ダーウィンの進化論を生んだ島として知られるガラパゴス諸島の貴重な海洋生物が気候変動と過剰な漁業などにより絶滅ないし絶滅の危機に陥っている、と自然環境保護団体「コンサべーション・インターナショナル」(CI)が警告を発した。
科学誌「グローバル・チェンジ・バイオロジー」に掲載されたCIとチャールズ・ダーウィン研究所などの研究者による報告書は、エルニーニョ現象による海水温の上昇に加え、漁業と観光その他の人間活動によってガラパゴス諸島の生態系がここ数十年で永久に変わってしまった、としている。
サンゴ礁とケルプ(大型の褐藻類)が生えた海底はなくなってしまい、スズメダイの仲間であるガラパゴスブラックスポッテッドダムゼルなど9種の海洋生物が既に絶滅したか絶滅の可能性が高いと考えられている。さらにガラパゴスペンギンを含む36 種も絶滅危惧(ぐ)種となっており、ダーウィンの進化論で有名なフィンチの一種、マングローブフィンチも個体数が200まで減ってしまい絶滅が心配されている。

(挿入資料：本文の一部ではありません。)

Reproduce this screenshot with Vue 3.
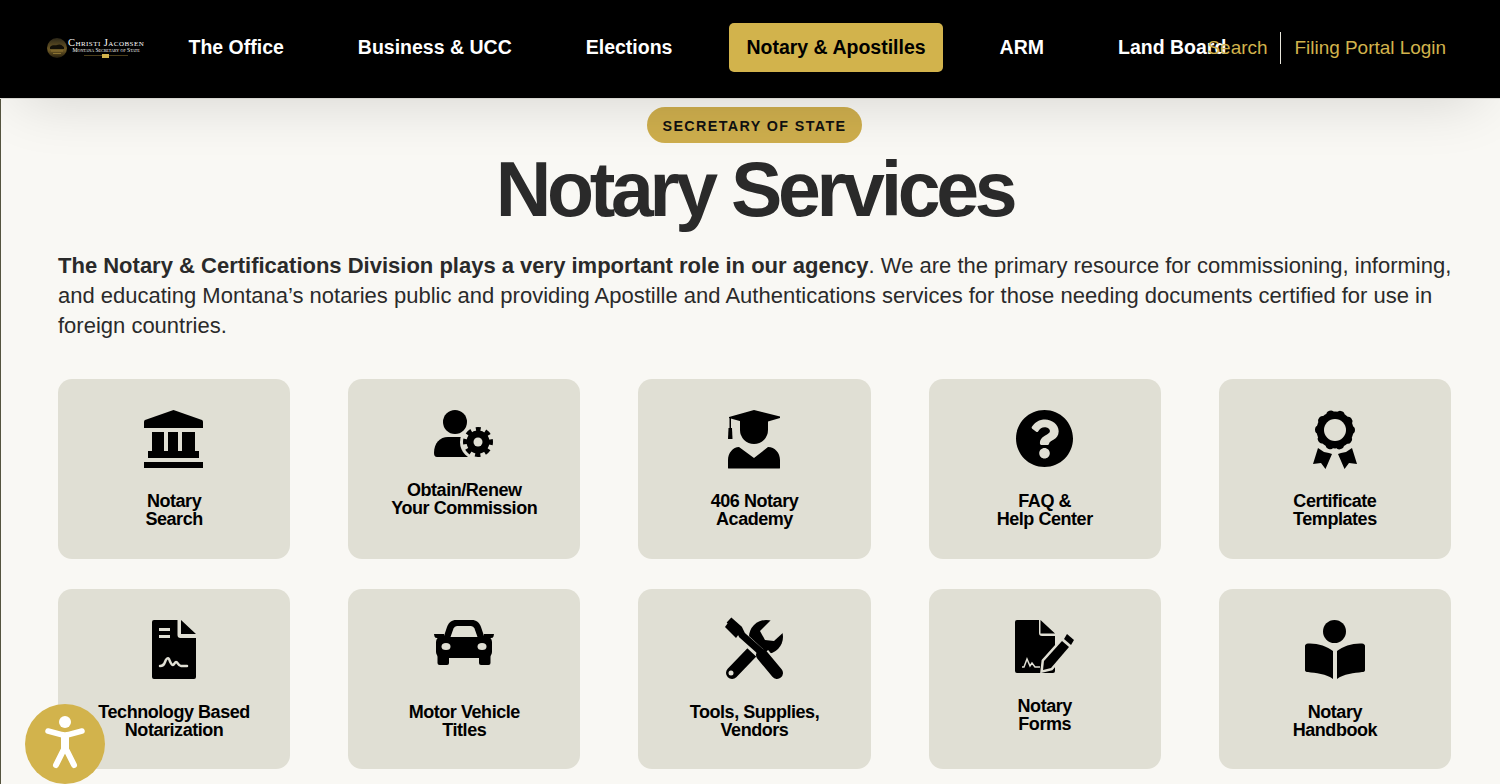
<template>
  <div class="page">
    <header class="topbar">
      <a class="logo">
        <svg class="seal" viewBox="0 0 20 20">
          <defs>
            <linearGradient id="sealGold" x1="0" y1="0" x2="0" y2="1">
              <stop offset="0" stop-color="#2c2718" />
              <stop offset="0.6" stop-color="#6f5a26" />
              <stop offset="1" stop-color="#221c0d" />
            </linearGradient>
          </defs>
          <circle cx="10" cy="10" r="10" fill="url(#sealGold)" />
          <path d="M3 9c3-3 5-1 7-2s4-1 7 2v2H3z" fill="#120f07" />
          <path d="M4 13h12M6 15.5h8" stroke="#9a7f38" stroke-width="0.8" />
        </svg>
        <span class="logo-text">
          <span class="logo-name">Christi Jacobsen</span>
          <span class="logo-sub">Montana Secretary of State</span>
          <span class="logo-rule"><i></i></span>
        </span>
      </a>
      <nav class="nav">
        <a v-for="item in navItems" :key="item" class="nav-item" :class="{ active: item === 'Notary & Apostilles' }">{{ item }}</a>
      </nav>
      <div class="utility">
        <a class="util-link">Search</a>
        <span class="util-sep"></span>
        <a class="util-link">Filing Portal Login</a>
      </div>
    </header>

    <main class="content">
      <div class="intro">
        <span class="badge">SECRETARY OF STATE</span>
        <h1 class="title">Notary Services</h1>
      </div>
      <p class="lead">
        <strong>The Notary &amp; Certifications Division plays a very important role in our agency</strong>. We are the primary resource for commissioning, informing, and educating Montana’s notaries public and providing Apostille and Authentications services for those needing documents certified for use in foreign countries.
      </p>

      <section class="cards">
        <a v-for="card in cards" :key="card.icon" class="card">
          <span class="card-icon">
            <svg :width="card.w" :height="card.h" :viewBox="`0 0 ${card.w} ${card.h}`">
              <g v-if="card.icon === 'bank'">
                <path d="M29.5 0 58 10q1 .5 1 2v6H0v-6q0-1.500 1-2z" />
                <path d="M8 22h12v19H8zM24 22h10v19H24zM38 22h13v19H38zM4 41h51v7H4zM0 52h59v6H0z" />
              </g>
              <g v-else-if="card.icon === 'user-gear'">
                <circle cx="21" cy="12" r="12" />
                <path d="M0 43c0-10 6-16 14-16h14c6 0 10 2 13 6l-3 14H3q-3 0-3-4z" />
                <circle cx="44" cy="32" r="18" class="cut" />
                <circle cx="44" cy="32" r="11.500" />
                <circle cx="44" cy="32" r="12.500" fill="none" stroke="#000" stroke-width="5" stroke-dasharray="5.200 4.620" stroke-dashoffset="2.600" transform="rotate(-90 44 32)" />
                <circle cx="44" cy="32" r="4.500" class="cut" />
              </g>
              <g v-else-if="card.icon === 'grad'">
                <path d="M27 0 53 6.500v1.500L41 11.500 27 15 2 8V7z" />
                <path d="M13 10H41v10a14 14 0 0 1-28 0z" />
                <path d="M2.500 8h1.500v10H2.500z" />
                <path d="M1.500 18h3.500l.5 11H1z" />
                <path d="M1 58v-8c0-7 5-13 11-13l15 11 14-11c7 0 12 6 12 13v8q0 .5-1 .5H2q-1 0-1-.5z" />
              </g>
              <g v-else-if="card.icon === 'question'">
                <path transform="translate(-.9 -.9) scale(.1149)" d="M504 256c0 136.997-111.043 248-248 248S8 392.997 8 256C8 119.083 119.043 8 256 8s248 111.083 248 248zM262.655 90c-54.497 0-89.255 22.957-116.549 63.758-3.536 5.286-2.353 12.415 2.715 16.258l34.699 26.310c5.205 3.947 12.621 3.008 16.665-2.122 17.864-22.658 30.113-35.797 57.303-35.797 20.429 0 45.698 13.148 45.698 32.958 0 14.976-12.363 22.667-32.534 33.976C247.128 238.528 216 254.941 216 296v4c0 6.627 5.373 12 12 12h56c6.627 0 12-5.373 12-12v-1.333c0-28.462 83.186-29.647 83.186-106.667 0-58.002-60.165-102-116.531-102zM256 338c-25.365 0-46 20.635-46 46 0 25.364 20.635 46 46 46s46-20.636 46-46c0-25.365-20.635-46-46-46z" />
              </g>
              <g v-else-if="card.icon === 'award'">
                <circle cx="22" cy="20" r="18.500" />
                <circle cx="22" cy="20" r="16" fill="none" stroke="#000" stroke-width="8" stroke-linecap="round" stroke-dasharray="0.100 9.950" />
                <circle cx="22" cy="20" r="11" class="cut" />
                <path d="M5 38l6 4 5 1 3 1-6.500 15-4.500-6-8 1zM39 38l-6 4-5 1-3 1 6.500 15 4.500-6 8 1z" />
              </g>
              <g v-else-if="card.icon === 'doc-sign'">
                <path d="M2 0h23.500v15q0 3 3 3H44v39q0 2-2 2H2q-2 0-2-2V2q0-2 2-2zM29 0l15 14H29z" />
                <path d="M7 8h11v3H7zM7 15h11v3H7z" class="cut" />
                <path d="M8 46c3 0 4-1 5-4s3-5 4-3 2 6 4 6c1 0 2-3 3-3 2 0 2 4 5 4h6" fill="none" stroke="#e0dfd4" stroke-width="2.500" stroke-linecap="round" />
              </g>
              <g v-else-if="card.icon === 'car'">
                <path d="M9 19 13 7C14.500 2.500 18 0 22 0H38C42 0 45.500 2.500 47 7L51 19z" />
                <rect x="2" y="16" width="56" height="22" rx="6" />
                <rect x="3.500" y="33" width="11.500" height="12" rx="2" />
                <rect x="45" y="33" width="11.500" height="12" rx="2" />
                <path d="M0 14h10v4H3q-2 0-2.500-1.500zM60 14H50v4h7q2 0 2.500-1.500z" />
                <path d="M16.500 17 19.500 8.500Q20.500 6 23 6h14q2.500 0 3.500 2.500l3 8.500z" class="cut" />
                <ellipse cx="12" cy="26.500" rx="4.500" ry="3.500" class="cut" />
                <ellipse cx="48" cy="26.500" rx="4.500" ry="3.500" class="cut" />
              </g>
              <g v-else-if="card.icon === 'tools'">
                <circle cx="42" cy="17" r="17" />
                <path d="M48-1 36 11l5 9 9 1L62 10V-1z" class="cut" />
                <path d="M34 26 8 53" fill="none" stroke="#000" stroke-width="12" stroke-linecap="round" />
                <circle cx="7" cy="53" r="2.500" class="cut" />
                <g fill="none" class="cut-lines">
                  <path d="M38 35 53 53" stroke-width="16" />
                  <path d="M10 9 38 35" stroke-width="10" />
                </g>
                <path d="M5 0 15 9l3 6 20 18" fill="none" stroke="#000" stroke-width="7" />
                <path d="M1 7 6 0l12 10-6 8z" />
                <path d="M38 35 53 53" fill="none" stroke="#000" stroke-width="12" stroke-linecap="round" />
              </g>
              <g v-else-if="card.icon === 'forms'">
                <path d="M2 0h22v13q0 3 3 3h13v35q0 2-2 2H2q-2 0-2-2V2q0-2 2-2zM25.500 0 40 13.500H25.500z" />
                <path d="M47 21l7 6-18 21-8 2 1-9z" stroke="#e0dfd4" stroke-width="5" />
                <path d="M47 21l7 6-18 21-8 2 1-9z" />
                <path d="M52 14l7 6-3 5-7-6z" />
                <path d="M7 47h2l3-8 3 7 2-3 3 4h5" fill="none" stroke="#e0dfd4" stroke-width="1.500" />
              </g>
              <g v-else-if="card.icon === 'reader'">
                <circle cx="29.500" cy="11.500" r="11.500" />
                <path d="M0 26q0-2 3-2.500c9-.5 19 2.500 25 7.500v28c-6-5-18-6-25-7q-3 0-3-2z" />
                <path d="M32 31c6-5 16-8 25-7.500q3 .5 3 2.500v24q0 2-3 2c-7 1-19 2-25 7z" />
              </g>
            </svg>
          </span>
          <span class="card-label">{{ card.label }}</span>
        </a>
      </section>
    </main>

    <button class="a11y" aria-label="Accessibility">
      <svg width="80" height="80" viewBox="0 0 80 80">
        <circle cx="40" cy="18" r="6" fill="#fff" />
        <path d="M23 27l13 3.500q4 1 8 0L57 27" fill="none" stroke="#fff" stroke-width="5.500" stroke-linecap="round" />
        <path d="M40 31v14" stroke="#fff" stroke-width="8" />
        <path d="M31 61l7-14q2-4 4 0l7 14" fill="none" stroke="#fff" stroke-width="6" stroke-linecap="round" />
      </svg>
    </button>
  </div>
</template>

<script setup>
const navItems = ["The Office", "Business & UCC", "Elections", "Notary & Apostilles", "ARM", "Land Board"];

const cards = [
  { label: "Notary\nSearch", icon: "bank", w: 60, h: 59 },
  { label: "Obtain/Renew\nYour Commission", icon: "user-gear", w: 60, h: 48 },
  { label: "406 Notary\nAcademy", icon: "grad", w: 54, h: 59 },
  { label: "FAQ &\nHelp Center", icon: "question", w: 57, h: 59 },
  { label: "Certificate\nTemplates", icon: "award", w: 44, h: 59 },
  { label: "Technology Based\nNotarization", icon: "doc-sign", w: 44, h: 60 },
  { label: "Motor Vehicle\nTitles", icon: "car", w: 60, h: 60 },
  { label: "Tools, Supplies,\nVendors", icon: "tools", w: 60, h: 60 },
  { label: "Notary\nForms", icon: "forms", w: 60, h: 54 },
  { label: "Notary\nHandbook", icon: "reader", w: 60, h: 60 }
];
</script>

<style>
html,
body {
  margin: 0;
  overflow: hidden;
}
</style>

<style scoped>
.page {
  position: relative;
  height: 784px;
  overflow: hidden;
  background: #f9f8f4;
  color: #2a2a2a;
  font-family: "Liberation Sans", Arial, sans-serif;
}

.page::before {
  content: "";
  position: absolute;
  left: 0;
  top: 99px;
  bottom: 0;
  width: 1px;
  background: #55543f;
  z-index: 3;
}

.topbar {
  position: relative;
  z-index: 2;
  display: flex;
  align-items: center;
  height: 99px;
  padding: 0 54px 3px 47px;
  box-sizing: border-box;
  background: #000;
  border-bottom: 1px solid #d6d5cf;
  box-shadow: 0 20px 60px -20px rgba(0, 0, 0, 0.16);
}

.logo {
  display: flex;
  align-items: center;
  gap: 1px;
  width: 97px;
  flex: none;
}

.seal {
  width: 20px;
  height: 20px;
  flex: none;
}

.logo-text {
  display: flex;
  flex-direction: column;
  align-items: center;
  font-family: "Liberation Serif", serif;
  font-variant: small-caps;
  color: #fff;
  white-space: nowrap;
}

.logo-name {
  font-size: 10.5px;
  line-height: 8px;
  letter-spacing: 0.45px;
}

.logo-sub {
  font-size: 5.6px;
  line-height: 6px;
}

.logo-rule {
  position: relative;
  width: 44px;
  height: 1px;
  margin-top: 2px;
  background: #4a3d1a;
}

.logo-rule i {
  position: absolute;
  left: 18px;
  top: -1px;
  width: 7px;
  height: 4px;
  background: #d2b34c;
}

.nav {
  display: flex;
  align-items: center;
  gap: 40px;
  flex: 1;
  width: 0;
  margin-left: 27.5px;
}

.nav-item {
  flex: none;
  padding: 0 17px;
  height: 49px;
  display: flex;
  align-items: center;
  border-radius: 5px;
  font-size: 19.5px;
  font-weight: 700;
  color: #fff;
  white-space: nowrap;
}

.nav-item.active {
  background: #d2b34c;
  color: #000;
}

.utility {
  position: relative;
  display: flex;
  align-items: center;
  flex: none;
}

.util-link {
  font-size: 19px;
  letter-spacing: -0.03px;
  color: #d2b34c;
  white-space: nowrap;
}

.util-sep {
  width: 1px;
  height: 32px;
  margin: 0 13px;
  background: #e8e6dc;
}

.content {
  padding: 8px 49px 0 58px;
}

.intro {
  display: flex;
  flex-direction: column;
  align-items: center;
}

.badge {
  height: 36px;
  width: 215px;
  padding-top: 2px;
  box-sizing: border-box;
  display: flex;
  align-items: center;
  justify-content: center;
  border-radius: 18px;
  background: #ceae4d;
  color: #111;
  font-size: 14.3px;
  font-weight: 700;
  letter-spacing: 1.4px;
}

.title {
  margin: 2px 0 0;
  font-size: 77px;
  line-height: 88px;
  font-weight: 700;
  letter-spacing: -4.3px;
  color: #2a2a2a;
}

.lead {
  margin: 18px -10px 0 0;
  font-size: 22px;
  line-height: 30px;
  color: #2a2a2a;
}

.cards {
  display: grid;
  grid-template-columns: repeat(5, 1fr);
  gap: 30px 58px;
  margin-top: 38px;
}

.card {
  display: flex;
  flex-direction: column;
  align-items: center;
  height: 180px;
  padding-top: 31px;
  box-sizing: border-box;
  border-radius: 14px;
  background: #e0dfd4;
  color: #000;
}

.card-icon {
  display: flex;
  justify-content: center;
  line-height: 0;
}

.card-icon svg {
  overflow: visible;
}

.cut {
  fill: #e0dfd4;
}

.cut-lines {
  stroke: #e0dfd4;
}

.card-label {
  margin-top: 23px;
  font-size: 18px;
  line-height: 18px;
  font-weight: 700;
  letter-spacing: -0.45px;
  text-align: center;
  white-space: pre-line;
}

.a11y {
  position: fixed;
  left: 25px;
  bottom: 0;
  z-index: 5;
  width: 80px;
  height: 80px;
  padding: 0;
  border: 0;
  border-radius: 50%;
  background: #d2b34c;
  line-height: 0;
}
</style>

ガラパゴス諸島はいくつもの海流が一点に交わる場所で、多様で固有の生態系を持っている。報告書の著者たちは、地球温暖化の影響を示す「炭坑のカナリア」のような場所で起きている破壊的な状況をコペンハーゲンで開催中の国連気候変動枠組み条約第15回締約国会議代表が重視し、緊急に温室効果ガスの大幅削減と脆弱(ぜいじゃく)なコミュニティと生態系への適応策をとるよう求めている。